If you run the code above, you should see that the probability of getting no vowels (including “Y” and “Qu”) is 0.000642. That works out to one in every 1557 boards. So it’s quite rare, but by no means so extraordinary that it crosses the Universal probability bound. Also, it’s not enough to just calculate how rare your event is, or how rare any similar or more extreme event is, and then be astounded. You also have to include all the other possible events that would have left you amazed. What about getting all vowels (much more rare)? What about getting 8 or 9 E’s, or a row or column of all A’s or E’s? It’s likely that if you add up all probabilities of all the rare events which might leave you amazed, you’ll end up with a good chance of amazement every time.

I could have stopped here, but having coded the dice, I decided to create a simplified version of the game in R. If I have a chance over the next few days I’ll add some more features.

# You will need to download a dictionary file. I found one here:
# http://svn.pietdepsi.com/repos/projects/zyzzyva/trunk/data/words/north-american/owl2-lwl.txt
words = read.table("wordlistData.dat", colClasses = "character")
words = unlist(words[,1])

# Create a random board. Plot it.
board = diag(4)
dice = sample(1:16,16)
cntr = 4
for(i in dice) {
	die = eval(parse(text=paste("d",i,collapse="",sep="")))
	board[floor(cntr/4), (cntr %% 4) + 1] = sample(die,1)
	cntr = cntr + 1
}

plot(0,0,xlim=c(0,4),ylim=c(0,4),col="white",ann=FALSE, xaxt="n", yaxt="n" )

for(m in 1:4) {
	for(n in 1:4) {
		text(m-.5,n-.5,labels=board[m,n],cex=2.75,col="#000099")
		# Draw a square the easy way
		points(m-.5,n-.5,pch=0,cex=10,lwd=1.5,col="gray")
	}
}

# How many seconds to give for each round
gameTime = 180

START_TIME = proc.time()[3]	
elapsed = 0

# Simple scoring, with 1 point per letter. 
# Dictionary only has words length 3 or longer
score = 0

cat("Find words. Hit enter after each word.\n")
while(elapsed < gameTime) {
	myWord = scan(n=1, what=character()) # Get a single word
	elapsed = signif(proc.time()[3] - START_TIME, digits=4)
	if (length(myWord)==0) {
		cat("You have", gameTime - elapsed, "seconds left. Keep going!\n")
	} else {
		
		if(elapsed < gameTime) {
			# Check if it's a real word, see if it is in dictionary
			# Convert their guess to uppercase letter
			myWord = toupper(myWord)
			
			# If it is in the dictionary, give them points
			if(myWord %in% words) {
				# Make sure they haven't used this word before TODO
			
				# Add it to their score
				score = score + nchar(myWord)
				cat("Congratulations. You are up to", score, "points.")
				cat("You have", gameTime - elapsed, "seconds left. Keep going!\n")
			} else {
				# If it isn't in the dictionary, let the user know that they got it wrong.
				cat("Sorry, that is not in the dictionary. Keep trying!\n")
			}
			
			
		}
	}
} 

cat("Out of time! ")
cat("Your final score was:", score, "points.")
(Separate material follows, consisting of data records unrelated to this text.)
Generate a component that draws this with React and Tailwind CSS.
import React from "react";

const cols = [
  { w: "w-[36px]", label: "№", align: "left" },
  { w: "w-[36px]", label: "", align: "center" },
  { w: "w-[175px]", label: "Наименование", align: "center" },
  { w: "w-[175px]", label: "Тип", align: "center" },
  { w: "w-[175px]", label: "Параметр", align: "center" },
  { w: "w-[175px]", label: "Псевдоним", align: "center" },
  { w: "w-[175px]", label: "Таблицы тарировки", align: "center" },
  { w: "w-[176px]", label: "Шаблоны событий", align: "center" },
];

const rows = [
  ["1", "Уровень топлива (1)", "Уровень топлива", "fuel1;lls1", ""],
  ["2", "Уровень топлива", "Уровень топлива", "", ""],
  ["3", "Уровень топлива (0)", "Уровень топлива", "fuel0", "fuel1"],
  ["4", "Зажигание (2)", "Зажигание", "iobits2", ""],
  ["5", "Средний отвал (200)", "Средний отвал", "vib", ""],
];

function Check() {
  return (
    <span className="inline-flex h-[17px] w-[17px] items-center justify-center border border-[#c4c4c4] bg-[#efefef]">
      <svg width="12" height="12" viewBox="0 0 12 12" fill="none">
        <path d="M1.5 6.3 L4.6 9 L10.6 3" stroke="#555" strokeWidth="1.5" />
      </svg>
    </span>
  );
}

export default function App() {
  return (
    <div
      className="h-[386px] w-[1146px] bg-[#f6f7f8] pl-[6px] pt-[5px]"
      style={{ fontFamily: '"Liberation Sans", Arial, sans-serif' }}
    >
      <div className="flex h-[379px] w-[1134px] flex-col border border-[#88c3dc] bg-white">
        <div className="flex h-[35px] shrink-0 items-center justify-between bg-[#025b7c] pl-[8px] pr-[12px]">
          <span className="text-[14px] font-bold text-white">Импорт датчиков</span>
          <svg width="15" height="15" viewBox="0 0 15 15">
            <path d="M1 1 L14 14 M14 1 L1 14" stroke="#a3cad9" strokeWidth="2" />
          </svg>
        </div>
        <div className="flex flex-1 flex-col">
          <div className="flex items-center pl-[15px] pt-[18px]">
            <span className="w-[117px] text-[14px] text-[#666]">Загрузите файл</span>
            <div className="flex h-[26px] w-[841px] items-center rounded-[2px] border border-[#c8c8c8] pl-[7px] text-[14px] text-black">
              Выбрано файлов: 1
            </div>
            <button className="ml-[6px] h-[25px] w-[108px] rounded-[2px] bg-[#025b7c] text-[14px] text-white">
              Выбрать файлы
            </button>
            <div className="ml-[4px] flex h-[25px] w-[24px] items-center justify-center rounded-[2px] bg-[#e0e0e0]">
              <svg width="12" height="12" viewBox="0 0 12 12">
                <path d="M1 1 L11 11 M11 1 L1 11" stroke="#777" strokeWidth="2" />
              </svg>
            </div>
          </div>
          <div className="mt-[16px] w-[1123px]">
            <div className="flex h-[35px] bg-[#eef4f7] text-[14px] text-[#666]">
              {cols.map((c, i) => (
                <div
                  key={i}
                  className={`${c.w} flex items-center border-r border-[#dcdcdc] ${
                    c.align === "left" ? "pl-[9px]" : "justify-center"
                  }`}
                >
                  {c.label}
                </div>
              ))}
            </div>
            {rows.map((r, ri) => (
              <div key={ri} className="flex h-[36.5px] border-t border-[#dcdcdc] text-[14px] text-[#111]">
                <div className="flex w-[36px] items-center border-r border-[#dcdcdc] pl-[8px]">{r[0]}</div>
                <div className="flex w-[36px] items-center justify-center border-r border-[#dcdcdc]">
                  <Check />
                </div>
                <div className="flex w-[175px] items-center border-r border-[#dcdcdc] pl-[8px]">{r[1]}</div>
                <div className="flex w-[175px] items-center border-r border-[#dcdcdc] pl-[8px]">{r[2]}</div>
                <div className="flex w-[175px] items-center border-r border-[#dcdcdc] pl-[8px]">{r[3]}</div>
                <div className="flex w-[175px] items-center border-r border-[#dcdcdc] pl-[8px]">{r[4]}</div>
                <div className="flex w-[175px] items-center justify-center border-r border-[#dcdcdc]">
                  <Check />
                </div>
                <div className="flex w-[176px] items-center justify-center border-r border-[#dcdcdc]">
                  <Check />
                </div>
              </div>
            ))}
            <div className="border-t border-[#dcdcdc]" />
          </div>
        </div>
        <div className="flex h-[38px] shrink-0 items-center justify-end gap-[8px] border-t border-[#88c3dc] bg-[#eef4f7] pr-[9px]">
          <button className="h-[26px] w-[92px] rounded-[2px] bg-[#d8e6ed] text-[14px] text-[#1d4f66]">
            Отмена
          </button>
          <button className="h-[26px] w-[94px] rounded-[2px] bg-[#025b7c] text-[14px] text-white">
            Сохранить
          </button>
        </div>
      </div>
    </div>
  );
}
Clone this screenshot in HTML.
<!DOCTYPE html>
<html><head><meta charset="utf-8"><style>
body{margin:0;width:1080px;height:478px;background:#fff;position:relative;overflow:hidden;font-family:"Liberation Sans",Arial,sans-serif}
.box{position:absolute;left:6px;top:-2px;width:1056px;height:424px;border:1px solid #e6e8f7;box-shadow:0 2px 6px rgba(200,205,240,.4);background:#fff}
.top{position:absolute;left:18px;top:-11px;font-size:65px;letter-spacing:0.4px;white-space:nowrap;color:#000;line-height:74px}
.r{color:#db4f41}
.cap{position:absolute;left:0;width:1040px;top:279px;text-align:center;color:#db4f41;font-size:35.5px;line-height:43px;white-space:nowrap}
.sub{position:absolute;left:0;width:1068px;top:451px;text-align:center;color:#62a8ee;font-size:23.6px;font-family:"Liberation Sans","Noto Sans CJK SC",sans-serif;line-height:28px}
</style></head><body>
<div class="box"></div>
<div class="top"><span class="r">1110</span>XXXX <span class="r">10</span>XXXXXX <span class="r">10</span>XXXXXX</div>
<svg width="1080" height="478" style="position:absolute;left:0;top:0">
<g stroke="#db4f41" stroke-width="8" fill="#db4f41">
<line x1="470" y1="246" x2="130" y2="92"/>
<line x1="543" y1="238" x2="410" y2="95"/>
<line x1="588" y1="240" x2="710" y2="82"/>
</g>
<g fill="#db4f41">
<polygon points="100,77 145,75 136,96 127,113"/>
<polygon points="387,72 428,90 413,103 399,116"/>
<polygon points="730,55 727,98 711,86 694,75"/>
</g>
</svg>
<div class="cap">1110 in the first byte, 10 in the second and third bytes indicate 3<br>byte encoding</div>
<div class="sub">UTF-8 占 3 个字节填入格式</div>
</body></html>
Enjoy the game. Let me know if you notice any issues or have suggestions!

Tags:

6 comments

  1. Nice! Lots of fun we play boggle all the time. How about checking for duplicate words and to make sure you can make the word with the board you have.

  2. Are we the same person? I am a graduate student studying biostatistics and the domestic students in our department love playing boggle online! I got addicted to it a few months ago. The one I play is on wordsplay.net. Is it the same one? If it’s the same one, you can join Team Stats!
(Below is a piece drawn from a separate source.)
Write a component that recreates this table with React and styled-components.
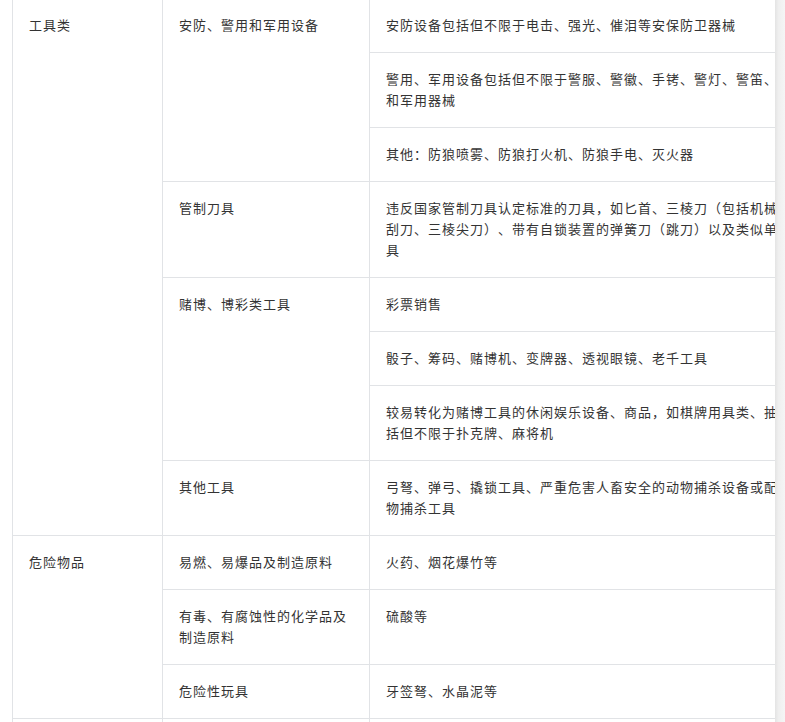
import React from "react";
import styled, { createGlobalStyle } from "styled-components";

const GlobalStyle = createGlobalStyle`
  html, body {
    margin: 0;
    padding: 0;
    background: #fff;
  }
  body {
    font-family: "Noto Sans CJK SC", "Noto Sans", sans-serif;
  }
`;

const groups = [
  {
    cat: "工具类",
    subs: [
      {
        name: "安防、警用和军用设备",
        items: [
          "安防设备包括但不限于电击、强光、催泪等安保防卫器械",
          "警用、军用设备包括但不限于警服、警徽、手铐、警灯、警笛、警棍等警用具和军用器械",
          "其他：防狼喷雾、防狼打火机、防狼手电、灭火器",
        ],
      },
      {
        name: "管制刀具",
        items: [
          "违反国家管制刀具认定标准的刀具，如匕首、三棱刀（包括机械加工用的三棱刮刀、三棱尖刀）、带有自锁装置的弹簧刀（跳刀）以及类似单刃、双刃的刀具",
        ],
      },
      {
        name: "赌博、博彩类工具",
        items: [
          "彩票销售",
          "骰子、筹码、赌博机、变牌器、透视眼镜、老千工具",
          "较易转化为赌博工具的休闲娱乐设备、商品，如棋牌用具类、抽奖用具类，包括但不限于扑克牌、麻将机",
        ],
      },
      {
        name: "其他工具",
        items: [
          "弓弩、弹弓、撬锁工具、严重危害人畜安全的动物捕杀设备或配套用的各类动物捕杀工具",
        ],
      },
    ],
  },
  {
    cat: "危险物品",
    subs: [
      { name: "易燃、易爆品及制造原料", items: ["火药、烟花爆竹等"] },
      { name: "有毒、有腐蚀性的化学品及制造原料", items: ["硫酸等"] },
      { name: "危险性玩具", items: ["牙签弩、水晶泥等"] },
    ],
  },
  {
    cat: "违禁药品",
    subs: [{ name: "毒品及吸毒工具", items: ["毒品、易制毒化学品及吸食工具"] }],
  },
];

const App = () => {
  return (
    <>
      <GlobalStyle />
      <Viewport>
        <ScrollArea>
          <Table>
            {groups.map((g) => {
              const total = g.subs.reduce((n, s) => n + s.items.length, 0);
              return (
                <React.Fragment key={g.cat}>
                  <Cell $col={1} $span={total}>{g.cat}</Cell>
                  {g.subs.map((s) => (
                    <React.Fragment key={s.name}>
                      <Cell $col={2} $span={s.items.length}>{s.name}</Cell>
                      {s.items.map((it) => (
                        <Cell key={it} $col={3} $span={1}>{it}</Cell>
                      ))}
                    </React.Fragment>
                  ))}
                </React.Fragment>
              );
            })}
          </Table>
        </ScrollArea>
        <Gutter />
      </Viewport>
    </>
  );
};

export default App;

const Viewport = styled.div`
  display: flex;
  width: 785px;
  height: 722px;
  overflow: hidden;
`;

const ScrollArea = styled.div`
  flex: 0 0 775px;
  overflow: hidden;
  padding-left: 12px;
  box-sizing: border-box;
`;

const Gutter = styled.div`
  flex: 0 0 10px;
  background: linear-gradient(to right, #e4e4e4 0%, #efefef 35%, #f5f5f5 100%);
`;

const Table = styled.div`
  display: grid;
  grid-template-columns: 150px 207px 513px;
  width: max-content;
  margin-top: -2px;
  border-right: 1px solid #e1e3e6;
  border-bottom: 1px solid #e1e3e6;
`;

const Cell = styled.div`
  grid-column: ${(p) => p.$col};
  grid-row: span ${(p) => p.$span};
  box-sizing: border-box;
  padding: 15px 16px 17px;
  border-top: 1px solid #e1e3e6;
  border-left: 1px solid #e1e3e6;
  font-size: 13px;
  line-height: 21px;
  letter-spacing: 1px;
  color: #333;
  word-break: break-all;
  text-spacing-trim: space-all;
  font-feature-settings: "halt" 0, "palt" 0;
`;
  3. My husband wrote a LabView program a few years ago which calculated the best possible Boggle score for a given board (given no opponents) based on an exhaustive list of all available dictionary words. A cool bit of programming, but makes Boggle less fun!

  4. Has anyone figured out the probability of observing words of a given length in Boggle? e. g., what’s the probability of a 10-letter word?
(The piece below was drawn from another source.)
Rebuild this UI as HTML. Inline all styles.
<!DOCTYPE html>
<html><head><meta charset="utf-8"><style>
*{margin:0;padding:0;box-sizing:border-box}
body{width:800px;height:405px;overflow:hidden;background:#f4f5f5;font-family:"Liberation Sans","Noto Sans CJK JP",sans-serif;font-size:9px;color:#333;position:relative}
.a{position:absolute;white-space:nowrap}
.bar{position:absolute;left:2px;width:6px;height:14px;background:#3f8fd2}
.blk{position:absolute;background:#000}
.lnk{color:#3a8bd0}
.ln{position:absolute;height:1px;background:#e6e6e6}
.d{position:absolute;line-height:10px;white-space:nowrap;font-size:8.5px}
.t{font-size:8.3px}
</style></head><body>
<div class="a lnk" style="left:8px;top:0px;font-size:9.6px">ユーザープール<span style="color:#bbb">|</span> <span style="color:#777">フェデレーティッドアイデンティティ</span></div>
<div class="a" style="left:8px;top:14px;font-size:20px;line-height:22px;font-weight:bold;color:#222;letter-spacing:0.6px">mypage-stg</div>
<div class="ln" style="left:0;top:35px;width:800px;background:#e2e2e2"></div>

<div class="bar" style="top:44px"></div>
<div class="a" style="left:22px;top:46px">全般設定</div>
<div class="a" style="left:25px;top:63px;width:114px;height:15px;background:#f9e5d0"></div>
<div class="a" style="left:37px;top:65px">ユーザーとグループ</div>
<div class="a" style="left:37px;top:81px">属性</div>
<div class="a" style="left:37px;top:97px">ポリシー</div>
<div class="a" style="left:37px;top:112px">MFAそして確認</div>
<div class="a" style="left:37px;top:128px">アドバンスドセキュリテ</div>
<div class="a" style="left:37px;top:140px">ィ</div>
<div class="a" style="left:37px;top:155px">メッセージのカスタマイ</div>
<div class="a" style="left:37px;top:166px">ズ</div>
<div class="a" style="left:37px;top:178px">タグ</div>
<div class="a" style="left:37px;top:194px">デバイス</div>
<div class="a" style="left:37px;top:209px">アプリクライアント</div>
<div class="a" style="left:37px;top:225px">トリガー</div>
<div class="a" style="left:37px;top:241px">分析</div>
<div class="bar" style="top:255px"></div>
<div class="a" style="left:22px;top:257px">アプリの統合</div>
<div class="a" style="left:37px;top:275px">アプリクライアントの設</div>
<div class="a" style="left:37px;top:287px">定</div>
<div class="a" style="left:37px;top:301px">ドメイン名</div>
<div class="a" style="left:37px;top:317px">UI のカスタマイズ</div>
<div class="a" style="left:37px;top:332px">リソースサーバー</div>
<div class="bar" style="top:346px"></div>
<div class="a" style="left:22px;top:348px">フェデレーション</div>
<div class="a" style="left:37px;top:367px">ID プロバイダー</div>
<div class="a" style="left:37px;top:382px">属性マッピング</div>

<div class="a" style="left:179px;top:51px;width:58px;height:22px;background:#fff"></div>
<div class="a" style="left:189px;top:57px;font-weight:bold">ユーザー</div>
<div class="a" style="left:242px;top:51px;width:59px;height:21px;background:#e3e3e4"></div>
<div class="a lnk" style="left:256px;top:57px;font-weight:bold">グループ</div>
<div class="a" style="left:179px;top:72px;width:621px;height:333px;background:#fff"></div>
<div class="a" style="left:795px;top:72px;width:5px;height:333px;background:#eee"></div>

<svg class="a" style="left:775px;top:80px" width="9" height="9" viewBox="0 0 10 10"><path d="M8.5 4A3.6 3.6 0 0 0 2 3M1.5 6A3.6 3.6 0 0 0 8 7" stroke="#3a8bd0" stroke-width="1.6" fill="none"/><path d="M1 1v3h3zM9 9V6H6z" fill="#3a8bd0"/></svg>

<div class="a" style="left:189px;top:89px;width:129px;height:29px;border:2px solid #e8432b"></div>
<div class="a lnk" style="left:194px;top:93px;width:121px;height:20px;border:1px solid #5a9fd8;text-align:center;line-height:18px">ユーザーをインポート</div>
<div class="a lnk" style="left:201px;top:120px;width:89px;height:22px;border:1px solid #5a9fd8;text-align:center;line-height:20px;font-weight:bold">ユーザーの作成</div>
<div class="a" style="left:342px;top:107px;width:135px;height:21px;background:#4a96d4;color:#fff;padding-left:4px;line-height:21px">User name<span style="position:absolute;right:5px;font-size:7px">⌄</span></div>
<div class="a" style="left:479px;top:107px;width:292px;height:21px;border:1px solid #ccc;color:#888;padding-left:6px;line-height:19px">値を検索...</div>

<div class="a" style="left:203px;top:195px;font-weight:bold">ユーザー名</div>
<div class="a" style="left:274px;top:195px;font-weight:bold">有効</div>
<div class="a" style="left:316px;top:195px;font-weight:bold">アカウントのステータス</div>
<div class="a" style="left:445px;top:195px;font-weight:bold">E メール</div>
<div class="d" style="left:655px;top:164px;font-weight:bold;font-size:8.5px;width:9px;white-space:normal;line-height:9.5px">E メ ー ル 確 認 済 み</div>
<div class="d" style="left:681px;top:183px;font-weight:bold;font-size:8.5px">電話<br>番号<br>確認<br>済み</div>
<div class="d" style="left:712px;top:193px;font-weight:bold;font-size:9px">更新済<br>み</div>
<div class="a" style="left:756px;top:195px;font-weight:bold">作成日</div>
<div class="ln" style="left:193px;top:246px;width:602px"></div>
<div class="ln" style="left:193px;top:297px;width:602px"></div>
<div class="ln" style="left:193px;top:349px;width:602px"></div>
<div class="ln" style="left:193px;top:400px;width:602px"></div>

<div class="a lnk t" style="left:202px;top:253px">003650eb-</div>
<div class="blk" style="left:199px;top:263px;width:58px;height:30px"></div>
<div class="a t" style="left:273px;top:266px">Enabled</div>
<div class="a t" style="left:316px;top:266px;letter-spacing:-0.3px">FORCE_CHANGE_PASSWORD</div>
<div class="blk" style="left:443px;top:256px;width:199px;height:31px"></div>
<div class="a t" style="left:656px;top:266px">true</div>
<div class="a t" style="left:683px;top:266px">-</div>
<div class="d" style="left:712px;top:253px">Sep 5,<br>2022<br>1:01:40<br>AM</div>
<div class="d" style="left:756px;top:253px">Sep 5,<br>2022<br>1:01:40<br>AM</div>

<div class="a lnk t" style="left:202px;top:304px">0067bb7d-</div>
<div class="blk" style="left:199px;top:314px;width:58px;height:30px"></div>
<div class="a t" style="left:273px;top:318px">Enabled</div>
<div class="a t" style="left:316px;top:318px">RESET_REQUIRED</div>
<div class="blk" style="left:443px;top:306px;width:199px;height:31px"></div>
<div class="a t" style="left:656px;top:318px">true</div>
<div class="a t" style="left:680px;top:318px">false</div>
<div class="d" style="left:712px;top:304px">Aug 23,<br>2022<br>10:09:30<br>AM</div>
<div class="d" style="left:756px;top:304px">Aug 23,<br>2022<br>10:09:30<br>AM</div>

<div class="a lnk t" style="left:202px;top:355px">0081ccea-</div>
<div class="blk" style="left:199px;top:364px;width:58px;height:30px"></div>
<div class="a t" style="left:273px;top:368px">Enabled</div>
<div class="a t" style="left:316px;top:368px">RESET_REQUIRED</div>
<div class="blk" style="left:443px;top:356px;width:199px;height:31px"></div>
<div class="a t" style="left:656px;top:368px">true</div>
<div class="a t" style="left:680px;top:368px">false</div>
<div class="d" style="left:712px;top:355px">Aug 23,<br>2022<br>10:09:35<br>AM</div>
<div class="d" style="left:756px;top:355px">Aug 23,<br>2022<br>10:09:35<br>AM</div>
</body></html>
  5. Well, since you built it already, could you dust it off and tell me what the probability of getting the word ‘creamers’ is? I will, in turn, buy you a beer next we meet!

  6. Your probability is a little low. Without really looking at your code but doing some math:

    Let P(i) be the probability that you get a vowel for cube i. So,

    P(i)=1/3 for i={1,2,4,5,7,8,9,11,13,14,16}
    P(i)=1/2 for i={3,10,12,15}
    P(i)=2/3 for i={6}

    Let K= the product of (1-P(i)) for i from 1 to 16; which equals (2/3)^11*(1/2)^4*(1/3)^1 [this is the probability of getting no vowels]

    For each i let Q(i) = P(i)*K/(1-P(i)) [this is the probability that cube i is the only vowel]

    Each Q(i) is mutually exclusive from each other so the total probability of the event of getting only one vowel is the sum of Q(i) from i=1 to 16.

    This simplifies to:

    16*K*[11*(1/2)+4*(1)+2*(1)]=11.5K=23*2^6/3^12

    This is closer to 1 out of 361. I verified this result with quick spreadsheet.

    Now, looking at your code I see a lowercase y in your vowels and uppercase Y in your die. If it is case sensitive I can see the probability being lower than it should be.